Now, perform the multiplication:

$$ 4 \times 65 \times 4.41 = 260 \times 4.41 = 1146.6 \text{ kg} \cdot \text{m}^2 $$

**step3 Calculate the total moment of inertia after the people step on**

When the four people step onto the merry-go-round, the total moment of inertia of the system increases. The new total moment of inertia is the sum of the merry-go-round's initial moment of inertia and the moment of inertia contributed by the four people.

$$ \text{Total Moment of Inertia (Final)} = \text{Moment of Inertia of merry-go-round} + \text{Moment of Inertia of 4 people} $$

Given: Moment of inertia of merry-go-round = 1360 kg·m², Moment of inertia of 4 people (calculated in previous step) = 1146.6 kg·m². Substitute these values:

$$ 1360 \text{ kg} \cdot \text{m}^2 + 1146.6 \text{ kg} \cdot \text{m}^2 = 2506.6 \text{ kg} \cdot \text{m}^2 $$

**step4 Apply the principle of conservation of angular momentum**

In the absence of external torques, the total angular momentum of a rotating system remains constant. This means the initial angular momentum of the merry-go-round is equal to the final angular momentum of the merry-go-round with the people on it.

$$ \text{Initial Angular Momentum} = \text{Final Angular Momentum} $$

$$ \text{Initial Moment of Inertia} \times \text{Initial Angular Velocity} = \text{Final Moment of Inertia} \times \text{Final Angular Velocity} $$

Given: Initial moment of inertia of merry-go-round = 1360 kg·m², Initial angular velocity = 0.80 rad/s. We calculated the Final Moment of Inertia to be 2506.6 kg·m². We need to find the Final Angular Velocity.

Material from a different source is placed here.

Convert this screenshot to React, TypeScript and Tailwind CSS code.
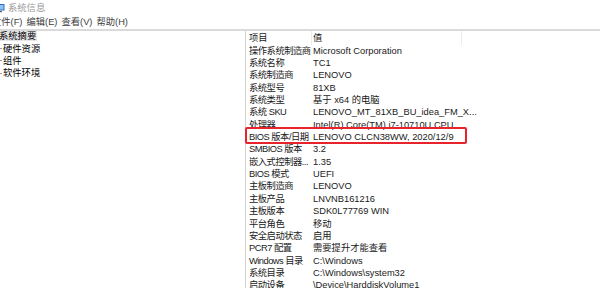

$$ 1360 \text{ kg} \cdot \text{m}^2 \times 0.80 \text{ rad/s} = 2506.6 \text{ kg} \cdot \text{m}^2 \times \text{Final Angular Velocity} $$

**step5 Solve for the new angular velocity**

First, calculate the initial angular momentum by multiplying the initial moment of inertia by the initial angular velocity.

$$ 1360 \times 0.80 = 1088 \text{ kg} \cdot \text{m}^2/\text{s} $$

Now, to find the Final Angular Velocity, divide the Initial Angular Momentum by the Final Moment of Inertia.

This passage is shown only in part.